## TASK REQUIREMENTS:
In the entries below, count every line containing "React". Reply with the number alone.

——

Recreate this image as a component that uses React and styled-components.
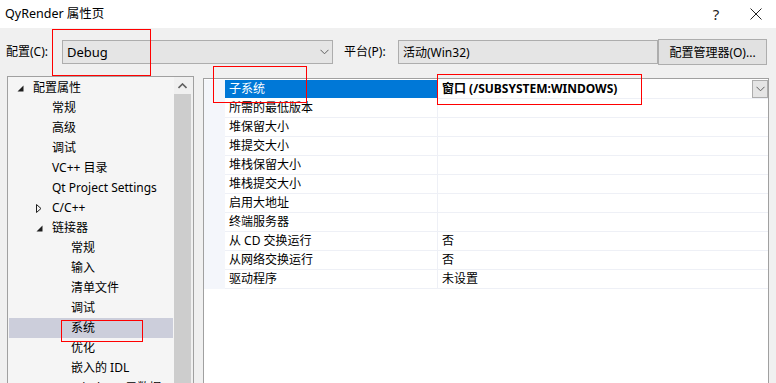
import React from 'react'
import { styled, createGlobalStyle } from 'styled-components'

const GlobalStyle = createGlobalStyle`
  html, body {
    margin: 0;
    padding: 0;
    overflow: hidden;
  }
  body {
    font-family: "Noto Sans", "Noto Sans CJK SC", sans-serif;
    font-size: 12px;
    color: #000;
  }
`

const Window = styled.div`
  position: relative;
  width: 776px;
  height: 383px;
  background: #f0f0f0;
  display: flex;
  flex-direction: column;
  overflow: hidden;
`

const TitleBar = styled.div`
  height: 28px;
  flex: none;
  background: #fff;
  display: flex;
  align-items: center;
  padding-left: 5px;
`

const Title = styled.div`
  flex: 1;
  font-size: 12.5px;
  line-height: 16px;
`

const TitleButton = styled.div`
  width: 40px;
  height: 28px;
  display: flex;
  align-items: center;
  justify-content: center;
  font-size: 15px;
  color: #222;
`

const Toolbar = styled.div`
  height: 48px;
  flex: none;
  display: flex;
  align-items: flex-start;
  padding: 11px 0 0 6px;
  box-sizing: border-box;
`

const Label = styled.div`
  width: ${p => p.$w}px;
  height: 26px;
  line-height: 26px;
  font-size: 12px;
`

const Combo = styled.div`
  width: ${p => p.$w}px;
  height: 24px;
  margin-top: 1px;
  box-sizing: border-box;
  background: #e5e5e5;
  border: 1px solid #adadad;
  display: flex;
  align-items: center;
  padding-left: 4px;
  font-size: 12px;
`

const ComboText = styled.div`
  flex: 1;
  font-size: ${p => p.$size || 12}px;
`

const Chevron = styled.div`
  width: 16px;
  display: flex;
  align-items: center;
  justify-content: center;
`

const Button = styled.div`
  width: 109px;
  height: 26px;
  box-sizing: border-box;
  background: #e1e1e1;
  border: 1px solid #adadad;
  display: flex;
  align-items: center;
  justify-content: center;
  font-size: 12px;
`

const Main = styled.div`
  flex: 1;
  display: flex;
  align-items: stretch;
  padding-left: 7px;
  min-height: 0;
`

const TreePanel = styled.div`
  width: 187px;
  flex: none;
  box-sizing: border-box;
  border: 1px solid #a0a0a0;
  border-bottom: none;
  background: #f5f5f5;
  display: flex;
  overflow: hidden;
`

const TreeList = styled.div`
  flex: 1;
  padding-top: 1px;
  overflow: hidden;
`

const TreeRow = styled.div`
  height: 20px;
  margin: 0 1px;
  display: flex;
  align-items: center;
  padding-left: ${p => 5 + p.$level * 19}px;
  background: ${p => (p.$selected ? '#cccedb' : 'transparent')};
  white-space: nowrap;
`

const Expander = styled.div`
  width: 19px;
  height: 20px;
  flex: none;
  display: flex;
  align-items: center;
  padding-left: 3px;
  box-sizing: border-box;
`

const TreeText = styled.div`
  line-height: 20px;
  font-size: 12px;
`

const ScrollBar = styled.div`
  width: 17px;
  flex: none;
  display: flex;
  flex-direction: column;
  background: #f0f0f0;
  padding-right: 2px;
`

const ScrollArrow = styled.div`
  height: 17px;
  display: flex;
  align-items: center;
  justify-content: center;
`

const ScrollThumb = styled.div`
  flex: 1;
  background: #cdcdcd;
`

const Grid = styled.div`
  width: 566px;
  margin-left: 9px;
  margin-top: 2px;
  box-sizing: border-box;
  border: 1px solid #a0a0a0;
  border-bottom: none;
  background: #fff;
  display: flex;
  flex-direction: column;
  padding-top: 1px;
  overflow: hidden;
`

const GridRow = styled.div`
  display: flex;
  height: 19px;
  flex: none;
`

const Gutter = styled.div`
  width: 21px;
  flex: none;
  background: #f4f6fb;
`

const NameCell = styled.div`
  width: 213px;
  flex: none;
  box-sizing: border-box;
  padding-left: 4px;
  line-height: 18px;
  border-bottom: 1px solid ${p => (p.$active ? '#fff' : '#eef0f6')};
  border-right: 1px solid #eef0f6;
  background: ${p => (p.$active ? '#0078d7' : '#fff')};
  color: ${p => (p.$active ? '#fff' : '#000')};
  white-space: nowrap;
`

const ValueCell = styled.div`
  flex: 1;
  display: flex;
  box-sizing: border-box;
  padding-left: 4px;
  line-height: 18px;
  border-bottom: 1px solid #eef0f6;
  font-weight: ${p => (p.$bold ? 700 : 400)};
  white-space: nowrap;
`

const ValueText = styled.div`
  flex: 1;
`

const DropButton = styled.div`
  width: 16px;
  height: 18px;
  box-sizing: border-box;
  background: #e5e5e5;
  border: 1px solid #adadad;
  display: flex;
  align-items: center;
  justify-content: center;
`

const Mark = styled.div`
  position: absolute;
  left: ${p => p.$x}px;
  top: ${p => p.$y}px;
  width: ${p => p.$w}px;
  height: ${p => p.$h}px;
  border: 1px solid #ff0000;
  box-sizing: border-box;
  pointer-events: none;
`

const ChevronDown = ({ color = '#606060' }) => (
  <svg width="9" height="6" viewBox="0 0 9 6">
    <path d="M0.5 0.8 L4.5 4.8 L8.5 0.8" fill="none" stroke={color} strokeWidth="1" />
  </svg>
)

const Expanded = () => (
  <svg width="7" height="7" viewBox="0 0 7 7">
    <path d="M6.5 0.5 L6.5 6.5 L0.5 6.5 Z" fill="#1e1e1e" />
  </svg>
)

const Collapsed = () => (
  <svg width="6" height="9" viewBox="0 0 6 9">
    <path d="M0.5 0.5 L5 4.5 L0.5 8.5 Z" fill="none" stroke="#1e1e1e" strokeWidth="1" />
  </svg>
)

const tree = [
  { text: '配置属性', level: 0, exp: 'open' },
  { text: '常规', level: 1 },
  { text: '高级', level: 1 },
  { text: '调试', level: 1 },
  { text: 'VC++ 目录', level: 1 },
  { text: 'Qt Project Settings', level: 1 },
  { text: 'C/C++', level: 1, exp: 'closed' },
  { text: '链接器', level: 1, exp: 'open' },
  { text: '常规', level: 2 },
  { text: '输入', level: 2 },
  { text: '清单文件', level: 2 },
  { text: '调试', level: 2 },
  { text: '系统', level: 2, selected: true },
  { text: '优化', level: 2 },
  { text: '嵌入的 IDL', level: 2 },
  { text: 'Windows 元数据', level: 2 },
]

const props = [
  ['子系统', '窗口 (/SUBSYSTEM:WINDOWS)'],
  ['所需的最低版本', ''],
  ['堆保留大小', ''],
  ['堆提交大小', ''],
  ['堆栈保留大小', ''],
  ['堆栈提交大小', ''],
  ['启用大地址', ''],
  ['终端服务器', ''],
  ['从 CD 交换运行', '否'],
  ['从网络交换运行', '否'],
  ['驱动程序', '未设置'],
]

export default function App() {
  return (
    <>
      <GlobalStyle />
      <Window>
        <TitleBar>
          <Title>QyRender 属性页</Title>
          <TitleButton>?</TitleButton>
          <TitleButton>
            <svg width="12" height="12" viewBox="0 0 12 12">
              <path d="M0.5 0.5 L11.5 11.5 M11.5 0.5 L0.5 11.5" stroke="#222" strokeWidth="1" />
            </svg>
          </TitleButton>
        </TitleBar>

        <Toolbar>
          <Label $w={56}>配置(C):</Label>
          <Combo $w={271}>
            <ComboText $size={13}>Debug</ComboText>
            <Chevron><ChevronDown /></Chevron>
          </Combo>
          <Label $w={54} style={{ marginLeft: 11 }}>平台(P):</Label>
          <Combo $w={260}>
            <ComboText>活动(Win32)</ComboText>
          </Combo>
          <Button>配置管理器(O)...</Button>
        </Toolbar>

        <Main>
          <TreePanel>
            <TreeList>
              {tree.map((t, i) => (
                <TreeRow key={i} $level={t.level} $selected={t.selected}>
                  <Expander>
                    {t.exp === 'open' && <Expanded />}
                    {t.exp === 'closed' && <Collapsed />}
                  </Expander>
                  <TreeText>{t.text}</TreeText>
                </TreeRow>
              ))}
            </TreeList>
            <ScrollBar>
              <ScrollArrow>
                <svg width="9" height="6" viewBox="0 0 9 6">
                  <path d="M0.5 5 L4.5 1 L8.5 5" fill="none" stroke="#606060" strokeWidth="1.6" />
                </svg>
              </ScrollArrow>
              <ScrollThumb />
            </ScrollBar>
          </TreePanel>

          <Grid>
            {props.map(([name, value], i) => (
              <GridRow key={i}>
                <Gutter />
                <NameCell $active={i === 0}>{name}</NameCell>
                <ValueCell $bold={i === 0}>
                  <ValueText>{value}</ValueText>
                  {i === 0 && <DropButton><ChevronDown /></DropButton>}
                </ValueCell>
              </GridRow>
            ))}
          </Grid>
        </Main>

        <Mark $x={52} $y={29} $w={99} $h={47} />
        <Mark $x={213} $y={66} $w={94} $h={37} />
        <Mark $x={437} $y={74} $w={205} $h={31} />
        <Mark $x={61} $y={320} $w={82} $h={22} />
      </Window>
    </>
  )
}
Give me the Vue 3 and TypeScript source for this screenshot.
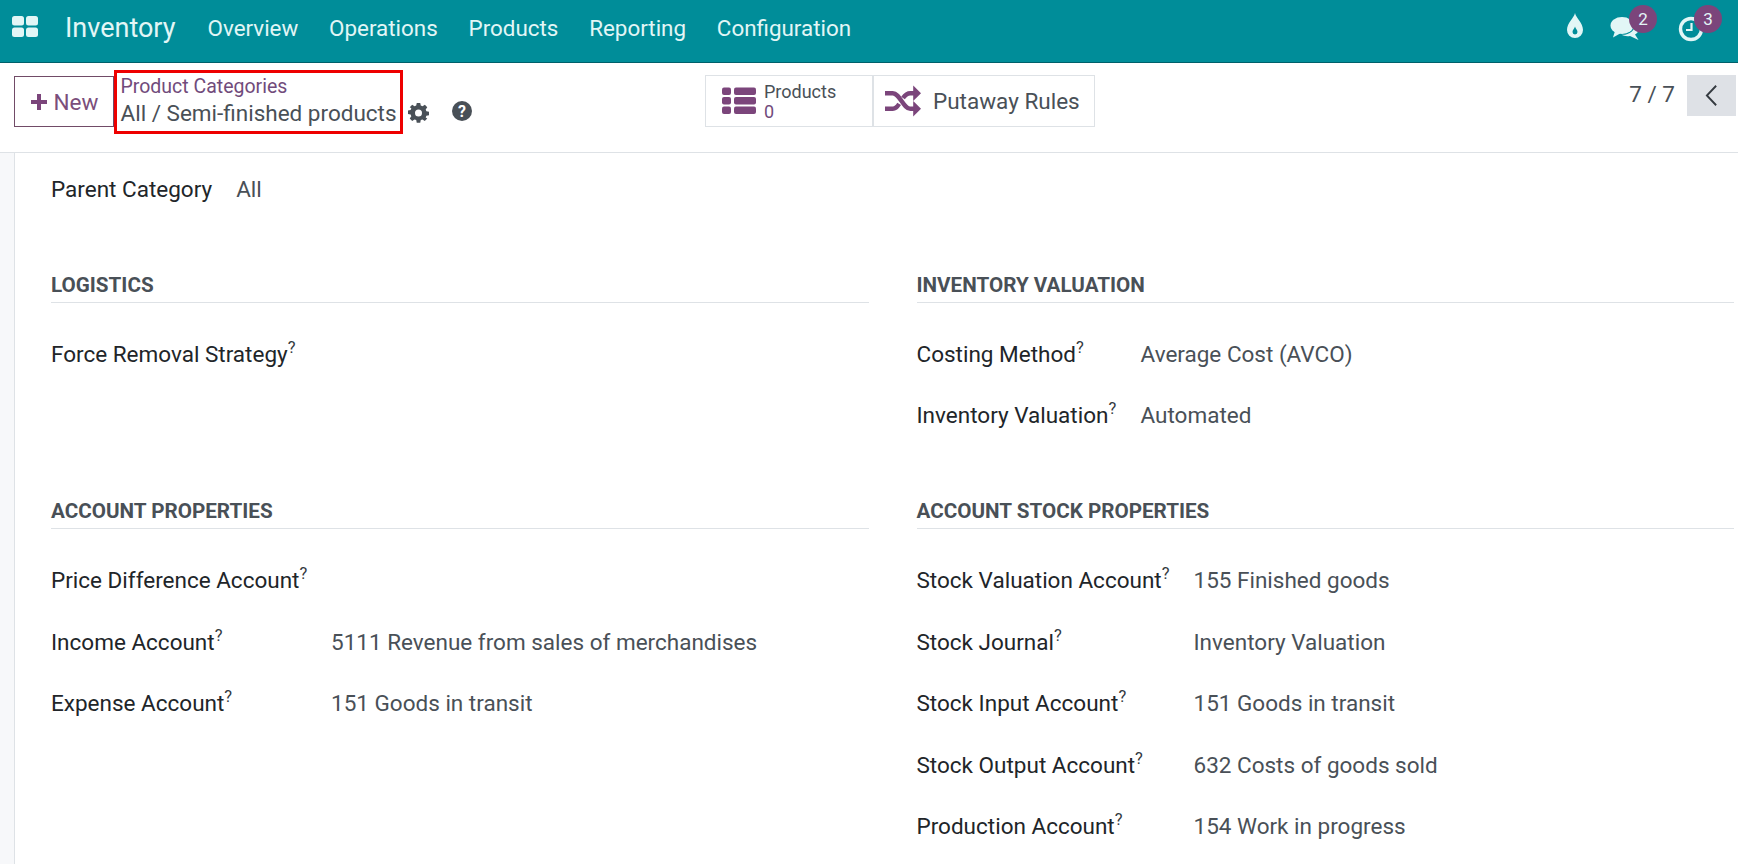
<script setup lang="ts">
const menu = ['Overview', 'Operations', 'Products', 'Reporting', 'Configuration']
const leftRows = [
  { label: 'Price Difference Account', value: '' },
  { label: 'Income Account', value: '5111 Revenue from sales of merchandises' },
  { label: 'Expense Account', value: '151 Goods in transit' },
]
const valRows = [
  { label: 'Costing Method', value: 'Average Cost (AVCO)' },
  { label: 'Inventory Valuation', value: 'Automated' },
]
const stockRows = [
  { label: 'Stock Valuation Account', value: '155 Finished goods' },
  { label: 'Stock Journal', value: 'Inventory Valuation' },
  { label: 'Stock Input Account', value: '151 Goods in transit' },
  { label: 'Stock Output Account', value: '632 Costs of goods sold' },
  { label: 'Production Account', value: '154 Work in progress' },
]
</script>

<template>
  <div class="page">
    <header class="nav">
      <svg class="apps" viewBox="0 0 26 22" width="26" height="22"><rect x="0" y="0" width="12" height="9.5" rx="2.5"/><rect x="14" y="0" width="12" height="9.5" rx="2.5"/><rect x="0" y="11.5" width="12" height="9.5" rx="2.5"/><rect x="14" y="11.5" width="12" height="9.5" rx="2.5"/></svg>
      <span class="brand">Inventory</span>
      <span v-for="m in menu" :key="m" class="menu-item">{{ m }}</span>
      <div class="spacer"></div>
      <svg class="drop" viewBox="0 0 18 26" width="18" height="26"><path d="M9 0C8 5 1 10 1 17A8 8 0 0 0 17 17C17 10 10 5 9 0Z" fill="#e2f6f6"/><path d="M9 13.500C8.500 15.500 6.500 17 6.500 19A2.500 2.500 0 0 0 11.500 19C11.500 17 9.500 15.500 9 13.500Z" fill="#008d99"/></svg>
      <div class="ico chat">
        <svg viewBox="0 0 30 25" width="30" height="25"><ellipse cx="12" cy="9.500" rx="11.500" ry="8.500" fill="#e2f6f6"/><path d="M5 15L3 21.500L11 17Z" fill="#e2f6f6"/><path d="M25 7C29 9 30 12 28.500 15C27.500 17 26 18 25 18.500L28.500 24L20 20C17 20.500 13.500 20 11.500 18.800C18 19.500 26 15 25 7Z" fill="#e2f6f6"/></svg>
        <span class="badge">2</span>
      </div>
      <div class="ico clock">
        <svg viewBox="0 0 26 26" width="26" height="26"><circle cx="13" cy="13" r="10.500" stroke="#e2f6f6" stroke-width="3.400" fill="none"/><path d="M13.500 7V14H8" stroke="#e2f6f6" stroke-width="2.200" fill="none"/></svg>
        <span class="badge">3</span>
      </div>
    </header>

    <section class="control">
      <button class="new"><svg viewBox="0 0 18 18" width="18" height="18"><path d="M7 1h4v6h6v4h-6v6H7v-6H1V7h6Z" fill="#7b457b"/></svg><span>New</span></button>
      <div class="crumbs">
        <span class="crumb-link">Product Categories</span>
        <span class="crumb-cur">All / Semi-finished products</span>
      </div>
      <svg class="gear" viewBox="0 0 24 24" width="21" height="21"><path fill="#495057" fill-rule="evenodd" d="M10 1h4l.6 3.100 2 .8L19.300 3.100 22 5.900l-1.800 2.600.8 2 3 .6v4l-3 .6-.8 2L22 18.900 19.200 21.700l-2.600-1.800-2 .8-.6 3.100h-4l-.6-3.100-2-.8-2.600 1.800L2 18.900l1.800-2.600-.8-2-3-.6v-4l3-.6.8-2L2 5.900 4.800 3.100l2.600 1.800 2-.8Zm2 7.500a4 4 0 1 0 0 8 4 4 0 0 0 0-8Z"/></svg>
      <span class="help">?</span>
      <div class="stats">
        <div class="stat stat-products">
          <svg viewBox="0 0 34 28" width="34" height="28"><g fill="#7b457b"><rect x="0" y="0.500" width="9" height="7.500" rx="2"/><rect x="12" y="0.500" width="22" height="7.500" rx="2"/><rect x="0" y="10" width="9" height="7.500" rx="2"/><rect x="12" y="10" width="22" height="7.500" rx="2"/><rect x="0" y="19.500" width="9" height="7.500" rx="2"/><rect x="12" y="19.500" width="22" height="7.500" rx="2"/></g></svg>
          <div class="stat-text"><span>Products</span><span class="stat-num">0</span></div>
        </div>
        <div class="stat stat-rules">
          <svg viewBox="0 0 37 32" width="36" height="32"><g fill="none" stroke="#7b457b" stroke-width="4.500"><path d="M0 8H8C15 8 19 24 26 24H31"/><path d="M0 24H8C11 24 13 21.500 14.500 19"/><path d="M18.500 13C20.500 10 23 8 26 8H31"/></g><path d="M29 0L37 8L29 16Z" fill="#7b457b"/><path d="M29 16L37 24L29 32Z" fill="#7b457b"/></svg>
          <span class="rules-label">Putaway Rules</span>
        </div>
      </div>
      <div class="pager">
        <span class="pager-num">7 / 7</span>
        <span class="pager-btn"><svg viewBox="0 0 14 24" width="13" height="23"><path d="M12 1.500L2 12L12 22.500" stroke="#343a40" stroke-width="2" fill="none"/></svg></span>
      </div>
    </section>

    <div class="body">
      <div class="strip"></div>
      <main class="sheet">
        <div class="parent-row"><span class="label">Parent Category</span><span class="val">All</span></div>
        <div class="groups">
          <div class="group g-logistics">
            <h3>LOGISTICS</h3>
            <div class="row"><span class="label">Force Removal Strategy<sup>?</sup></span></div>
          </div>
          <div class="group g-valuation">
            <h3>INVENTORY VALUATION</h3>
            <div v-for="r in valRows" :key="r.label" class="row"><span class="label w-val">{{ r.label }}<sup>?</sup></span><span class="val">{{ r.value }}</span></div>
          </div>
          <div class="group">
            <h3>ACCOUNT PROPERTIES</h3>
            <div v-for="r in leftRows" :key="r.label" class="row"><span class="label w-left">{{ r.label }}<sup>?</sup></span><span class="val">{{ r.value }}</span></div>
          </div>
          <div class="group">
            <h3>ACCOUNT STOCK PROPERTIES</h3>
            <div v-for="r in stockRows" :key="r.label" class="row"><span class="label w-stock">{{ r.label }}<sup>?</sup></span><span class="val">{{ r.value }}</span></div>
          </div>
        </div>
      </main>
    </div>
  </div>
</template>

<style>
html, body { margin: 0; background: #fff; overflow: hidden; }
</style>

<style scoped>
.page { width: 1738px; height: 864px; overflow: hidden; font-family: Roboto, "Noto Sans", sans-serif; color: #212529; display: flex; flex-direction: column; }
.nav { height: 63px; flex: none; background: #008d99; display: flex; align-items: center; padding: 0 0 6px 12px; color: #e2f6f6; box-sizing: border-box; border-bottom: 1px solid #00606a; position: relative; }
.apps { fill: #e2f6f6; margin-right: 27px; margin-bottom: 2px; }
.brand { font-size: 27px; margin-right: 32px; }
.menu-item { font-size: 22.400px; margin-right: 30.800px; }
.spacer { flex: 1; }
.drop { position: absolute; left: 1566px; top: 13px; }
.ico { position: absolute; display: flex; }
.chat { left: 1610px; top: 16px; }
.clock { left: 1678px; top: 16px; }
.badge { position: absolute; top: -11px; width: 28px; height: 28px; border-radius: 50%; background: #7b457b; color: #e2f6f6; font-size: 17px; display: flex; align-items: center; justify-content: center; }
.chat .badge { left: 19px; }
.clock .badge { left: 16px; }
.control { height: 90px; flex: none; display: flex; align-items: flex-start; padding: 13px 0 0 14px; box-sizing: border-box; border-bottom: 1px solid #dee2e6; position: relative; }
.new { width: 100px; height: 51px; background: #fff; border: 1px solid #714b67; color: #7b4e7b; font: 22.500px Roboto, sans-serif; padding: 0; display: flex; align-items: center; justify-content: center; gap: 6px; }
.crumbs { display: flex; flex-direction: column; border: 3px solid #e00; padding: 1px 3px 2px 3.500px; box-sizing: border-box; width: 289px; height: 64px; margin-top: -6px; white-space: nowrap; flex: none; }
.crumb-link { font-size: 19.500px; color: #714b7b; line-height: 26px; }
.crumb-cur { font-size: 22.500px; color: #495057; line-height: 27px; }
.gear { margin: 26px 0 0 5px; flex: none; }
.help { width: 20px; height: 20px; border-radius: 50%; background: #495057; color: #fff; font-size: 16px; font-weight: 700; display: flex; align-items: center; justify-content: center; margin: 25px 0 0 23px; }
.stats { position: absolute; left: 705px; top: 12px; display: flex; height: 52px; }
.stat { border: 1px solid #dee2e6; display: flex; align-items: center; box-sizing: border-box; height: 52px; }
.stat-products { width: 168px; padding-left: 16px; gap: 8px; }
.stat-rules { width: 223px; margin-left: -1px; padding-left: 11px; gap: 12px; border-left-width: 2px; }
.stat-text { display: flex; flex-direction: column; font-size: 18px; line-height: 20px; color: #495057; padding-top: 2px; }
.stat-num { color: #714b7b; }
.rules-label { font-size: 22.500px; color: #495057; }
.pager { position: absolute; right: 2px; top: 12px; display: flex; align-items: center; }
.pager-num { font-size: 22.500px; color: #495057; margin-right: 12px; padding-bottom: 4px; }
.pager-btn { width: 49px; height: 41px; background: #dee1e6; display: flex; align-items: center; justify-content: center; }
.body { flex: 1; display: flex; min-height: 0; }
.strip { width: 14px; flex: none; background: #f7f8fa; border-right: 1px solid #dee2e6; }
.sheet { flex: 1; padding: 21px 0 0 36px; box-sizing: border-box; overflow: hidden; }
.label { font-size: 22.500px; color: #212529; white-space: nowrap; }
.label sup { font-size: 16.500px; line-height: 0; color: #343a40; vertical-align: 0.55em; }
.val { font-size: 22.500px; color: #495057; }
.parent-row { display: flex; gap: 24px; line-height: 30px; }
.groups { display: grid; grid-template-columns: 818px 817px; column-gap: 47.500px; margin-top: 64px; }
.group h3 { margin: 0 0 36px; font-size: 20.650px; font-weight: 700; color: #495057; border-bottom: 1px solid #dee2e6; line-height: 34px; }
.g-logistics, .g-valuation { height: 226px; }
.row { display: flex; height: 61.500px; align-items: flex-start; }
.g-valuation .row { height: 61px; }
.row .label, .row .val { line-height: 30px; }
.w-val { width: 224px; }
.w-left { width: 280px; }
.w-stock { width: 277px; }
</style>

——

## ANSWER TO THE TASK:
2